少し大げさかもしれませんが「1ページも妥協したものをつくりたくないという思いがありますね。それが月刊バレーボールが昔から持ち続けている精神だと思っているからです。私が小学生のときに巻末の編集後記までむさぼり読んだように、『この情報はどこから仕入れてきたんだろう?』と思わせるくらい、隅から隅まで読者を楽しませるものにしたい。選手のみんなが喜んでいる写真にしても、みんなが背を向けていたりしているものを載せてしまっては本人たちも読者も喜べませんよね?

活躍して頑張っている高校生が2人いるならば、なんとかその2人とも原稿に入れてあげたい。そのおかげで、やや原稿が長くなったり読みづらくなったりしてしまうこともありますが(笑)、でも、その辺りはうまく折り合いをつけてみんなが喜べるものにしたいんです」

日々雑誌作りに邁進するエネルギーの源については「バレーボールに対する愛情だけですね。それだけは自分のなかにあると思っています」と話してくれた古川さん。最後に部活生へのアドバイスを求めるとこう締めくくってくれました。

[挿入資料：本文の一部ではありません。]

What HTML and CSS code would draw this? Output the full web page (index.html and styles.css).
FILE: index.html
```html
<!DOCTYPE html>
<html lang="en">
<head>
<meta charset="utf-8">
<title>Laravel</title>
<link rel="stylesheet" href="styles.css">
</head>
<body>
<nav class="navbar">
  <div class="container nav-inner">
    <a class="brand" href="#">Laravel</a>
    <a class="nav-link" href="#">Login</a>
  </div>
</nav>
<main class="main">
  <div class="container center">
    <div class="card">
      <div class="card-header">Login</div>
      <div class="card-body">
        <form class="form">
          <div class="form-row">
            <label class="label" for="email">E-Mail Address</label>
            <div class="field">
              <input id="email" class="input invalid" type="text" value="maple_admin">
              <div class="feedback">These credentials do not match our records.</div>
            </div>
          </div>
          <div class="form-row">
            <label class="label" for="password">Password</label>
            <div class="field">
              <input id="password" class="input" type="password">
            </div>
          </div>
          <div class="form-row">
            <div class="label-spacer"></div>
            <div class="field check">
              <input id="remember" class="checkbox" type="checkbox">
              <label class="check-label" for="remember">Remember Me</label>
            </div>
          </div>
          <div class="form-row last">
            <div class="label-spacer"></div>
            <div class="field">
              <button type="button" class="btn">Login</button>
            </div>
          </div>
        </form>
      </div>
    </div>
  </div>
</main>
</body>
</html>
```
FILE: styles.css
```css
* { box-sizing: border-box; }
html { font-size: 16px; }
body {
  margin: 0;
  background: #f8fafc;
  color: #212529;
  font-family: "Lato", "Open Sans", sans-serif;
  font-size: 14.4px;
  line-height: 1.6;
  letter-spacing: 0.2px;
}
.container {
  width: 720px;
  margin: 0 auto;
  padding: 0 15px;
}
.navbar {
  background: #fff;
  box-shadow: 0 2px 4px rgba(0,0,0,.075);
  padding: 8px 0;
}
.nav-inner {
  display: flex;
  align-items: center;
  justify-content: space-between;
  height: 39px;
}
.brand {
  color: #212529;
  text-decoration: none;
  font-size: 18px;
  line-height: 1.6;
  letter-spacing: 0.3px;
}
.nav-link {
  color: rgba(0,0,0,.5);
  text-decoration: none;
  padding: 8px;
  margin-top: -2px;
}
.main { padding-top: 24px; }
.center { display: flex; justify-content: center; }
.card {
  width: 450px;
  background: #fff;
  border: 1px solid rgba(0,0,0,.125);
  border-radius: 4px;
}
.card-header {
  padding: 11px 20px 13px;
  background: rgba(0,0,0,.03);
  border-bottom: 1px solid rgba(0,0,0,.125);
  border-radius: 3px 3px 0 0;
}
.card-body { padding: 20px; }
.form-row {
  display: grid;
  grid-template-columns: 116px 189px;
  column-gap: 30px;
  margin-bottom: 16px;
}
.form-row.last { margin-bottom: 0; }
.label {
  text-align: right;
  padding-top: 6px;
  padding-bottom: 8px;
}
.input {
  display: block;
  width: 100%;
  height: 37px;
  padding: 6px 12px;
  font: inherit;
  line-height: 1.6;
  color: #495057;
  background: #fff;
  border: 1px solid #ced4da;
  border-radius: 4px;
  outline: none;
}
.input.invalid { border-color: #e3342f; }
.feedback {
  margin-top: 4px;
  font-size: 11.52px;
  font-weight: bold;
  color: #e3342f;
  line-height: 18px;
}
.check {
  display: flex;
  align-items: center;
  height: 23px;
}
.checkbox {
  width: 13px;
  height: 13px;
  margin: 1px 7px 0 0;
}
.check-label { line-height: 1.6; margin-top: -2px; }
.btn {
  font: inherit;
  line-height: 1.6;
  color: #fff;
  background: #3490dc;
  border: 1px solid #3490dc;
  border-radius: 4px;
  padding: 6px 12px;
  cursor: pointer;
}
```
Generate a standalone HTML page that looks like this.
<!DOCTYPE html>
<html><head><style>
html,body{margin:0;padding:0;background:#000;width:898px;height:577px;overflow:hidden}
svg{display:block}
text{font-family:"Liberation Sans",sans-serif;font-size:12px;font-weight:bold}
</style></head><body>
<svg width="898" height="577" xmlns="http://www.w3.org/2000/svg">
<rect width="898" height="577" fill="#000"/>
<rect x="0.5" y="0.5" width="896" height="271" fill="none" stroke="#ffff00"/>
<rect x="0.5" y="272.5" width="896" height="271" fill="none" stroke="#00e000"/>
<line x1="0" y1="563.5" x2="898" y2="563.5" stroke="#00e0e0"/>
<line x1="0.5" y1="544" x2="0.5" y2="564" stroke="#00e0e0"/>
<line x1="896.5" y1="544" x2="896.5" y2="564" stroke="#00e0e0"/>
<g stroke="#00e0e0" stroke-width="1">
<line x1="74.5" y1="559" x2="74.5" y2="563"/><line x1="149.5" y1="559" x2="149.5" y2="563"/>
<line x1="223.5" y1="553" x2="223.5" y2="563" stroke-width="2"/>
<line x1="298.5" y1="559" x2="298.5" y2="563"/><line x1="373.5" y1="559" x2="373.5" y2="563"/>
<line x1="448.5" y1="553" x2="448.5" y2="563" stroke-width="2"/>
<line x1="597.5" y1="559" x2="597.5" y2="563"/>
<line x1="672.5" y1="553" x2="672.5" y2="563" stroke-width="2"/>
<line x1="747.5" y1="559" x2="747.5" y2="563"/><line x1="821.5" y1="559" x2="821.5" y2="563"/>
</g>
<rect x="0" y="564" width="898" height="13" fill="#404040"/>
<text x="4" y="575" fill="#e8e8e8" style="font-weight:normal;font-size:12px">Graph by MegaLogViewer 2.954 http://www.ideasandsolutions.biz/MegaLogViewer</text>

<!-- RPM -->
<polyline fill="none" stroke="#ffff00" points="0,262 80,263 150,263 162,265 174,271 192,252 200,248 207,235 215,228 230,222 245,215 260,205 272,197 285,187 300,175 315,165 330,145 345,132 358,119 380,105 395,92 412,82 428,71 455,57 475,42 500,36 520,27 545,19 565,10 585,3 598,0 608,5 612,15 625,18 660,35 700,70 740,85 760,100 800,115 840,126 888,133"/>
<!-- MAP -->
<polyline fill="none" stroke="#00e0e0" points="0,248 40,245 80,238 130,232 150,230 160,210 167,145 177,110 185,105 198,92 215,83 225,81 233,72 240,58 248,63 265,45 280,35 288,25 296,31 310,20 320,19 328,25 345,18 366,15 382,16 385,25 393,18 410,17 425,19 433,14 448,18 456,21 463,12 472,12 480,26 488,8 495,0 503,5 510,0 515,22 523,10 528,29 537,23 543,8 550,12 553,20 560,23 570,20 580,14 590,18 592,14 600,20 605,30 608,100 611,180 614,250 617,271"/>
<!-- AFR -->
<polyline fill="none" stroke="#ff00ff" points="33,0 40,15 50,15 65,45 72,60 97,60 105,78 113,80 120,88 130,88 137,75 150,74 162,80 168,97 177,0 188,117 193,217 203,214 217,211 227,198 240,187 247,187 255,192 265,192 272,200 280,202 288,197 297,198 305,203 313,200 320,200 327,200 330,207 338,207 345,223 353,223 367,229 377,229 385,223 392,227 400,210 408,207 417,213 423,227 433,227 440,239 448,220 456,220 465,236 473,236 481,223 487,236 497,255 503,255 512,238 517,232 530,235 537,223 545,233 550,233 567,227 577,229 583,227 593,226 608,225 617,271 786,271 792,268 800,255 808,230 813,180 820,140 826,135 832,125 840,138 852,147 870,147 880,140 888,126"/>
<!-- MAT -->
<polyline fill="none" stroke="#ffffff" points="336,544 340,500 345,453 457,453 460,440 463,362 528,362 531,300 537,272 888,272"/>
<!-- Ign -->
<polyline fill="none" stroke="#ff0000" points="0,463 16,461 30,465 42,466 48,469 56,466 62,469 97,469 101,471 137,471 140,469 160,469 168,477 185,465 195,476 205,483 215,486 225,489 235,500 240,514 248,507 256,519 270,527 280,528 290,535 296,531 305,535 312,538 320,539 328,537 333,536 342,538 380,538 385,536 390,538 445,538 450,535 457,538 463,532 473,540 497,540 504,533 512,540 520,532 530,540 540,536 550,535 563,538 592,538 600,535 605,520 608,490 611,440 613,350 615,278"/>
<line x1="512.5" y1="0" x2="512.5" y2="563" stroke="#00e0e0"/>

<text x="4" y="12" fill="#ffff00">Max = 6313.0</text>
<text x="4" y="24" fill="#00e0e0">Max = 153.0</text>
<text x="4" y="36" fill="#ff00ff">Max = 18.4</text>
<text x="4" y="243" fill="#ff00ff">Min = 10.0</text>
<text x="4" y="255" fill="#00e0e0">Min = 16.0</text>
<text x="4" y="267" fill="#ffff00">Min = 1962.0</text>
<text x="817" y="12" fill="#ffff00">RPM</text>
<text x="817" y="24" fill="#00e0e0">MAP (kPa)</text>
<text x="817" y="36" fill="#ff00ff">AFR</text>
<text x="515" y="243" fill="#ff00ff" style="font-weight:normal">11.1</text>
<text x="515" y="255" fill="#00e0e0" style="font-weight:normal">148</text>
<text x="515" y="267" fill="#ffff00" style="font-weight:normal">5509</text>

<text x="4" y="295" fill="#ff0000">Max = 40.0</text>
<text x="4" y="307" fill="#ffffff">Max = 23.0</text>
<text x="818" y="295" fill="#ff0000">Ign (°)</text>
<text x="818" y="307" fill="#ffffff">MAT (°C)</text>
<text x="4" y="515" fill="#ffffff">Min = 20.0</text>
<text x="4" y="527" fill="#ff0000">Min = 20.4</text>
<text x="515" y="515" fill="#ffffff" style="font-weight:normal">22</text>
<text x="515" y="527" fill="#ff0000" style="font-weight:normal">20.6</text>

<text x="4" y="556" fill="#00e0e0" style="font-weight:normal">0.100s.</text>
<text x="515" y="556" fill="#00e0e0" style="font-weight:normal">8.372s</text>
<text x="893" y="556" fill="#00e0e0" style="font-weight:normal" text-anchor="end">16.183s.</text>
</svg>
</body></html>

「好きなことがあったらとことん追求すること。私が部活生の頃はあまり勉強はしませんでしたが(笑)、月バレをむさぼるように読んでいたことが今の仕事に本当に役に立っているんですよ。あとはやっぱり諦めないこと。これは私も選手たちに教わったことですが、諦めないで粘っていれば必ずいいことがあるはず。私はたった一回、春高予選に負けただけでバレーボールは諦めてしまった。今、思えばとてももったいないと思います。部活生も決して悔いが残らないように、何事も諦めないで日々を精一杯過ごしてほしいと思いますね」

部活生として頑張っているあなたの好きなものはなんですか? 
無心になって探求できるものはなんですか? 
それこそが、誰にも負けることのない自分だけの道を
作っていく手がかりなのかもしれません。